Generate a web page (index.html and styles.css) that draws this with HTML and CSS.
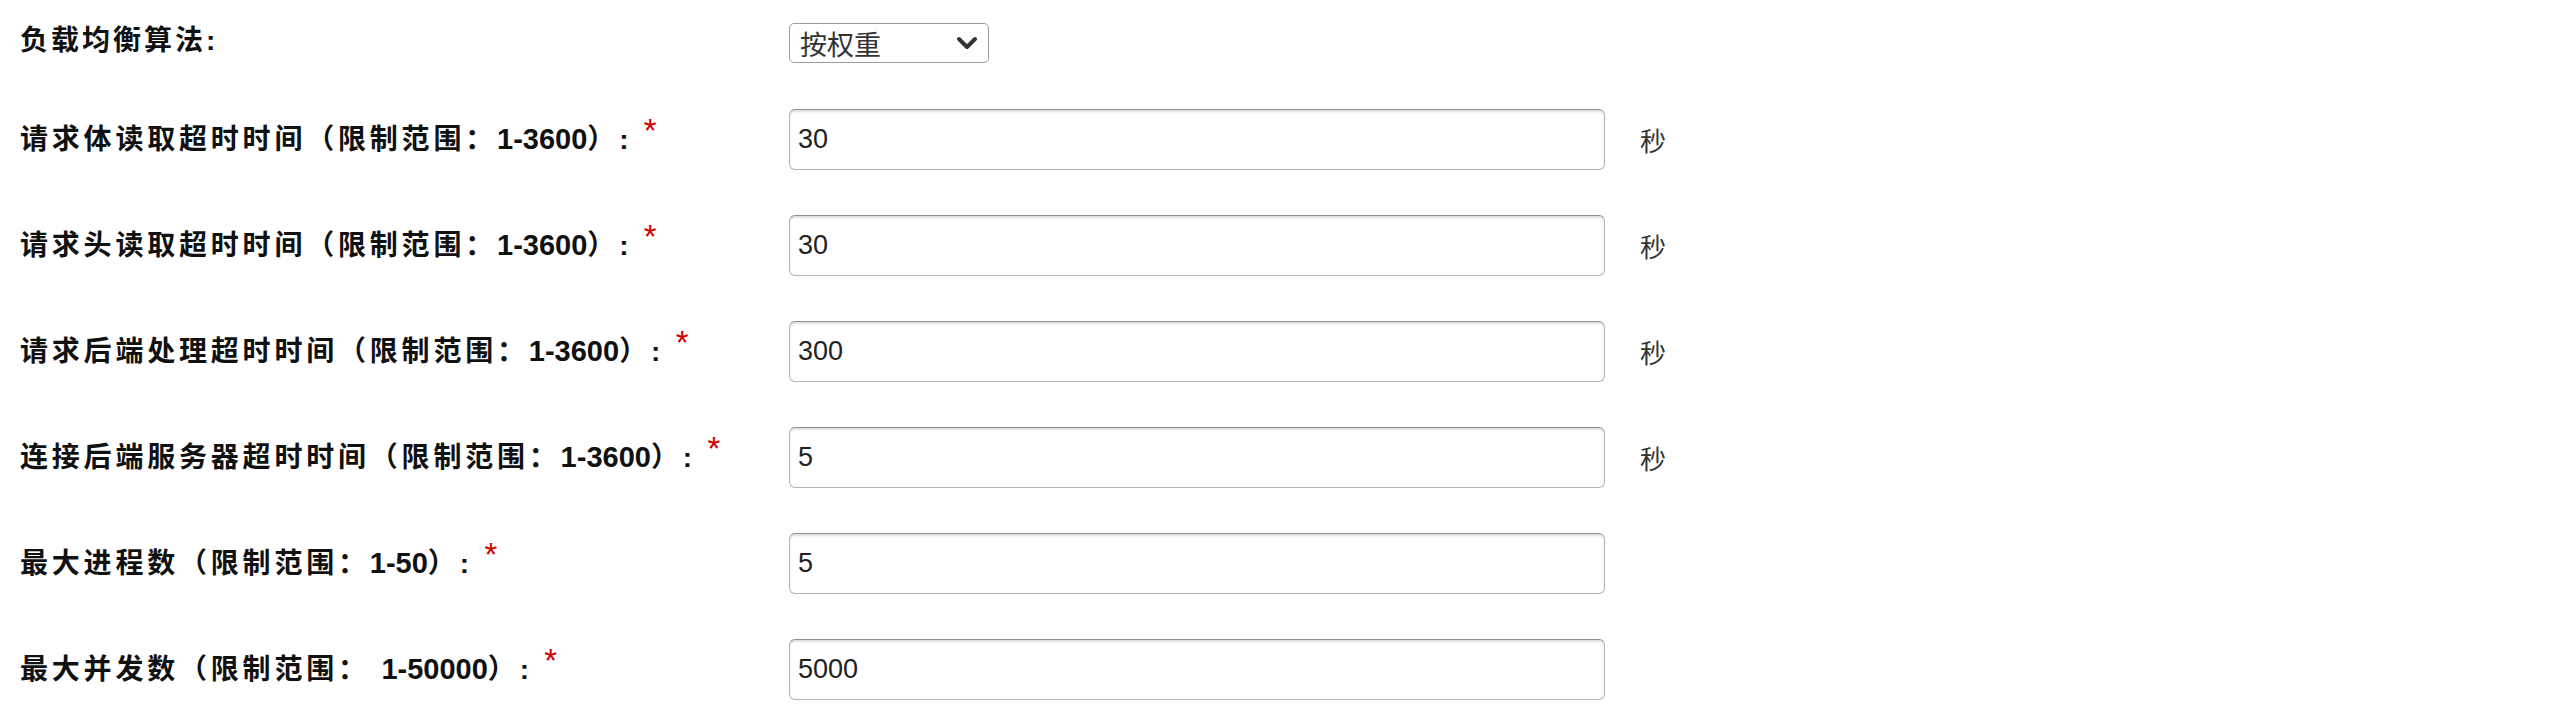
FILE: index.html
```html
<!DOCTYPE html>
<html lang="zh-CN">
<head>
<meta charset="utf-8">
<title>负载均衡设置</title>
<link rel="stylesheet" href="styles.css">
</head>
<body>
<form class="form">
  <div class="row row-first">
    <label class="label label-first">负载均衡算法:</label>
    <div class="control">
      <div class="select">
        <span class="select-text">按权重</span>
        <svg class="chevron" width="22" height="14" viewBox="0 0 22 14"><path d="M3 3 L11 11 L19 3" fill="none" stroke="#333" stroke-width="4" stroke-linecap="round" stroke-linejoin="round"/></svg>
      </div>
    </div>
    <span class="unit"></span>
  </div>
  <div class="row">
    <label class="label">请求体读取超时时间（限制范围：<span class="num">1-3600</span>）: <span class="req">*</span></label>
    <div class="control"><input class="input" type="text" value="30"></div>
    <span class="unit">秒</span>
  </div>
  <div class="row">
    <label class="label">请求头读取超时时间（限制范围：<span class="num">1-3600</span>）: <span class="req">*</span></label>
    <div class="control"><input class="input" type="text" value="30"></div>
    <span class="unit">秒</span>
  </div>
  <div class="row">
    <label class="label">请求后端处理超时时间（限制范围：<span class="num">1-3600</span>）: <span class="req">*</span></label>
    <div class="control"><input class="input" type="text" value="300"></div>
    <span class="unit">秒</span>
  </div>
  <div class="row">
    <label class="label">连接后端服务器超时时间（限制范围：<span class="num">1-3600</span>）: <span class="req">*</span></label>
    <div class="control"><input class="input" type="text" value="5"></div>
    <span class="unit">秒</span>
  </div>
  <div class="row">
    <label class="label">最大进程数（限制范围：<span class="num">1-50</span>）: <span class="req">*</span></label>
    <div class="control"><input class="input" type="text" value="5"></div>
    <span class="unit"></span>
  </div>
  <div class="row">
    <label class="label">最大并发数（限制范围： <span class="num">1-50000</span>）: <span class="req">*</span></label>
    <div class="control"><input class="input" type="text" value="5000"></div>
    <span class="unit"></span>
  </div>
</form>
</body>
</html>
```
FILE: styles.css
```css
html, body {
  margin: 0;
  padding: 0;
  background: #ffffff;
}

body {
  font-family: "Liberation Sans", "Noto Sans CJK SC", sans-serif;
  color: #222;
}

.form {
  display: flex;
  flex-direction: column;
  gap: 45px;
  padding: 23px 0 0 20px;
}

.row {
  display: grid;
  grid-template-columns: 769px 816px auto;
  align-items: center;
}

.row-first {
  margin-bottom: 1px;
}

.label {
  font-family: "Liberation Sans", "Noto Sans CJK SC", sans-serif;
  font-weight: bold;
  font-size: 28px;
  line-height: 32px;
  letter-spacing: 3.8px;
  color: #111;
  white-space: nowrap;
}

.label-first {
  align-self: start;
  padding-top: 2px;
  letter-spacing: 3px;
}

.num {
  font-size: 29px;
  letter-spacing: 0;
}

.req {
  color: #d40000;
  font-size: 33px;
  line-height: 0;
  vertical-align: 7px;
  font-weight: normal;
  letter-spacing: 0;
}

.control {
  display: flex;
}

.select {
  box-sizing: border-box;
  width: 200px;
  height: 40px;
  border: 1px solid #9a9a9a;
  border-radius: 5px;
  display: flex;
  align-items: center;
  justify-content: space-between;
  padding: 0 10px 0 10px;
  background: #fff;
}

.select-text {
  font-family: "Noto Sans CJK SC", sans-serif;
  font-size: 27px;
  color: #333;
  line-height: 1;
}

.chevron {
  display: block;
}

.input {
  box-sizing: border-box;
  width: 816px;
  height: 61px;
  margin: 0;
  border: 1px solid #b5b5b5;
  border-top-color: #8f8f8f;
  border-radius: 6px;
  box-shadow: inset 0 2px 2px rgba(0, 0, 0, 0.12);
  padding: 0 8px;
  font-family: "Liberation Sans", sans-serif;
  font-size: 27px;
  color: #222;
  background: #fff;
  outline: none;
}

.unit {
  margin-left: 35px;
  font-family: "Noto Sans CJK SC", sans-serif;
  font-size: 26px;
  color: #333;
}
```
==
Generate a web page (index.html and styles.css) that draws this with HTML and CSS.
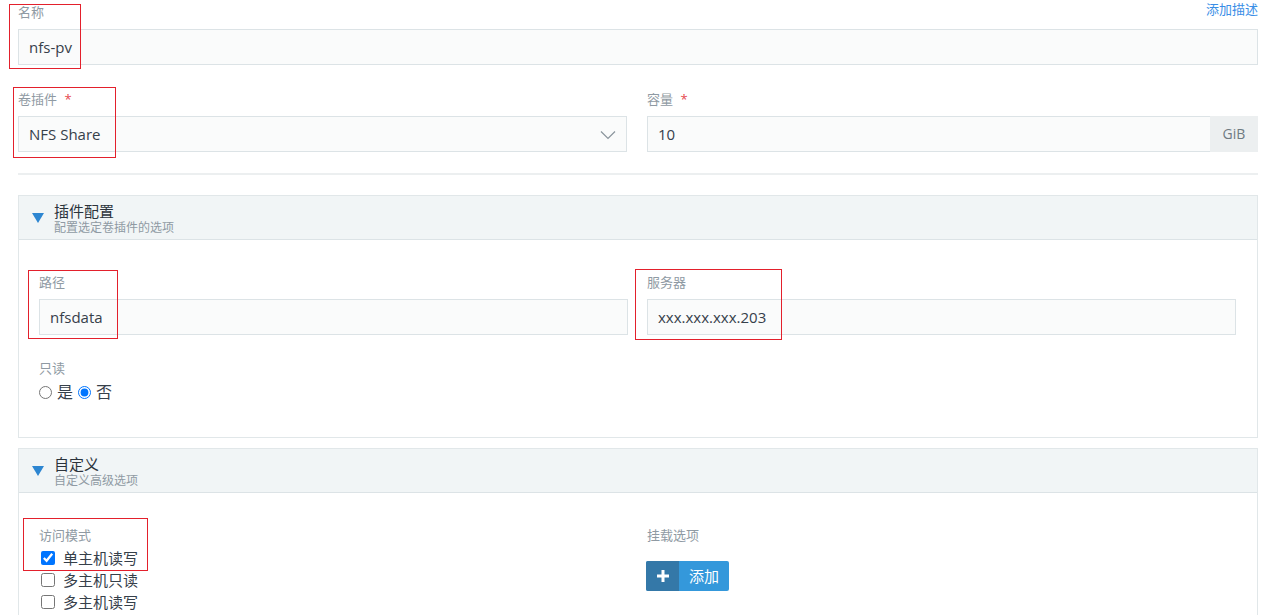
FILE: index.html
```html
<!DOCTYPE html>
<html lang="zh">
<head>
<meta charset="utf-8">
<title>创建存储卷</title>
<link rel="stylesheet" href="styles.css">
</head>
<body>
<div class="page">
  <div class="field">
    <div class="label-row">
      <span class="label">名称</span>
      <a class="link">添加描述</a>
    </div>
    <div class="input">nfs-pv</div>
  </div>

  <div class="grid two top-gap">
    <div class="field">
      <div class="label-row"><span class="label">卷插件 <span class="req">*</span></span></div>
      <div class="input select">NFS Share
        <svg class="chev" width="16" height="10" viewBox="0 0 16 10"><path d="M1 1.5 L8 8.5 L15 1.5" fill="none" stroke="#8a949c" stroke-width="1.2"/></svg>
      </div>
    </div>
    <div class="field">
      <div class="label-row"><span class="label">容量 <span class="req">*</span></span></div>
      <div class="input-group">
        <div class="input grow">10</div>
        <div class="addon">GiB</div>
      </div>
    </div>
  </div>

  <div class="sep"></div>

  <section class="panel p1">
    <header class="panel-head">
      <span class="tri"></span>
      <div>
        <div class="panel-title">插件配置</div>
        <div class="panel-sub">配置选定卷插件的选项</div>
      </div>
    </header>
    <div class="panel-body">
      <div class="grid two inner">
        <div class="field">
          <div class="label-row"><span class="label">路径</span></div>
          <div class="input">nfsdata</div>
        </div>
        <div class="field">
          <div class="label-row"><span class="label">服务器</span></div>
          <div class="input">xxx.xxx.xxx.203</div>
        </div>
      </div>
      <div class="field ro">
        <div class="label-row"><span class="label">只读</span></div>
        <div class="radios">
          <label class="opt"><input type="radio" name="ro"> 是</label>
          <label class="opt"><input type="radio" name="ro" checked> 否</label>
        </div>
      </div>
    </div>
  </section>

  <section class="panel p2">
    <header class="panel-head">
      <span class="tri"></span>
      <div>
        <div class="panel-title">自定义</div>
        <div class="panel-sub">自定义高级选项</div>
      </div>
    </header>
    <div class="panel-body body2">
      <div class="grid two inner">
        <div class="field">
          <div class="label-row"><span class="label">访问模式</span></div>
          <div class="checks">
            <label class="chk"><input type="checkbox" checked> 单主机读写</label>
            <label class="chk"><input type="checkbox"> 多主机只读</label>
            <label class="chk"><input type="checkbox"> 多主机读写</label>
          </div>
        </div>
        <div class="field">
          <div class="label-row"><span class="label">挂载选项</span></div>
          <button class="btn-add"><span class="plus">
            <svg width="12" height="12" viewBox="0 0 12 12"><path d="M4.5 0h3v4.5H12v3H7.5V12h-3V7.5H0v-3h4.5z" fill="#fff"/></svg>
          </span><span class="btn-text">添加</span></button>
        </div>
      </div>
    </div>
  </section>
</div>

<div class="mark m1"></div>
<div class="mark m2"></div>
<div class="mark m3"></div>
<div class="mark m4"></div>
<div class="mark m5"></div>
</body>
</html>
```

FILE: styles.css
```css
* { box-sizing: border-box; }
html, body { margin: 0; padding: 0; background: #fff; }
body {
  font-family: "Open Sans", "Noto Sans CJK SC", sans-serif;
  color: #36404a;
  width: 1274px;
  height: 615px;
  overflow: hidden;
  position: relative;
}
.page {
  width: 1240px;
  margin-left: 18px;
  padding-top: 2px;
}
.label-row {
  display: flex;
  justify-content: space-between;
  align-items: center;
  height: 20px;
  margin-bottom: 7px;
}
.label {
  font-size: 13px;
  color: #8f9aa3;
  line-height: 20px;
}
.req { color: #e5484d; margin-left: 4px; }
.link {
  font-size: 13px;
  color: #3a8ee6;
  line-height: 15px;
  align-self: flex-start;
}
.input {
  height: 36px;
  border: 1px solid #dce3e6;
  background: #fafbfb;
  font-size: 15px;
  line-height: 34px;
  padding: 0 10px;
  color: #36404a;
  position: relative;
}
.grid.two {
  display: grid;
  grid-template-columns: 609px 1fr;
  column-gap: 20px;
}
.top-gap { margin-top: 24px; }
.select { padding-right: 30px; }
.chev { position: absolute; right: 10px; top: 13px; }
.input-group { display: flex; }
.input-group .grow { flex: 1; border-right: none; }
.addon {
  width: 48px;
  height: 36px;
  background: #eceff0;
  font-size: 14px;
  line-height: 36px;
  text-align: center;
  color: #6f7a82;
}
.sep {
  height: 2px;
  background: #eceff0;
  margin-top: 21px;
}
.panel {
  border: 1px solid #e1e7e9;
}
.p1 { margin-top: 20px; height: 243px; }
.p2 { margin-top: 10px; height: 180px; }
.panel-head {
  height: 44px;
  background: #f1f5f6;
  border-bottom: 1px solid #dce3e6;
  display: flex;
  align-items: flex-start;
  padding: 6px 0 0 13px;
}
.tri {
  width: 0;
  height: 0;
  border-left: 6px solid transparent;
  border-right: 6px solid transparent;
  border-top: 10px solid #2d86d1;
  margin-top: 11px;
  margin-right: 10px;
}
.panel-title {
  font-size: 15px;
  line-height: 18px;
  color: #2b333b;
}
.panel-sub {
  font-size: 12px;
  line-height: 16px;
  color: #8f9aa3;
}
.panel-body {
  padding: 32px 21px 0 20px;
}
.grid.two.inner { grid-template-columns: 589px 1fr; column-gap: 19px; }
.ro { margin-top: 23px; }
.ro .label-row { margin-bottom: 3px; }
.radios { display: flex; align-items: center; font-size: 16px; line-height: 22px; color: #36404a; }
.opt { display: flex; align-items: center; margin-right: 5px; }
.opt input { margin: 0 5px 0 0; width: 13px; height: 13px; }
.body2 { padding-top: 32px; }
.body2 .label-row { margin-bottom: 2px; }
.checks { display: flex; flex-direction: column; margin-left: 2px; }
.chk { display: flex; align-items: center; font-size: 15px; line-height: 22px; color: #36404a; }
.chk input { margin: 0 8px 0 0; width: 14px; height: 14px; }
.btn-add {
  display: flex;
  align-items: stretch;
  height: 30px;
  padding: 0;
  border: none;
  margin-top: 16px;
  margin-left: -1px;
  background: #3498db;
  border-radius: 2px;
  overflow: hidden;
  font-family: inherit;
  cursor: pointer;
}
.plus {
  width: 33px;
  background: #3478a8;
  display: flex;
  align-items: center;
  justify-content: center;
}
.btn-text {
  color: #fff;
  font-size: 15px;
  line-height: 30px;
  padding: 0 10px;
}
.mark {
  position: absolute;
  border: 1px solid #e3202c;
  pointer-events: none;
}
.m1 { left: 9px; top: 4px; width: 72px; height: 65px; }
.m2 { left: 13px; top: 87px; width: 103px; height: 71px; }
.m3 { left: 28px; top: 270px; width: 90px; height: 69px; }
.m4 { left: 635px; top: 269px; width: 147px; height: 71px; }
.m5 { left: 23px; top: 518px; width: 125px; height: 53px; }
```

→ **PROBLEM TO WORK ON**
List each line in the listing that contains the string "page".

→ **RESPONSE**
Generate a web page (index.html and styles.css) that draws this with HTML and CSS.
Generate a web page (index.html and styles.css) that draws this with HTML and CSS.
<div class="page">
.page {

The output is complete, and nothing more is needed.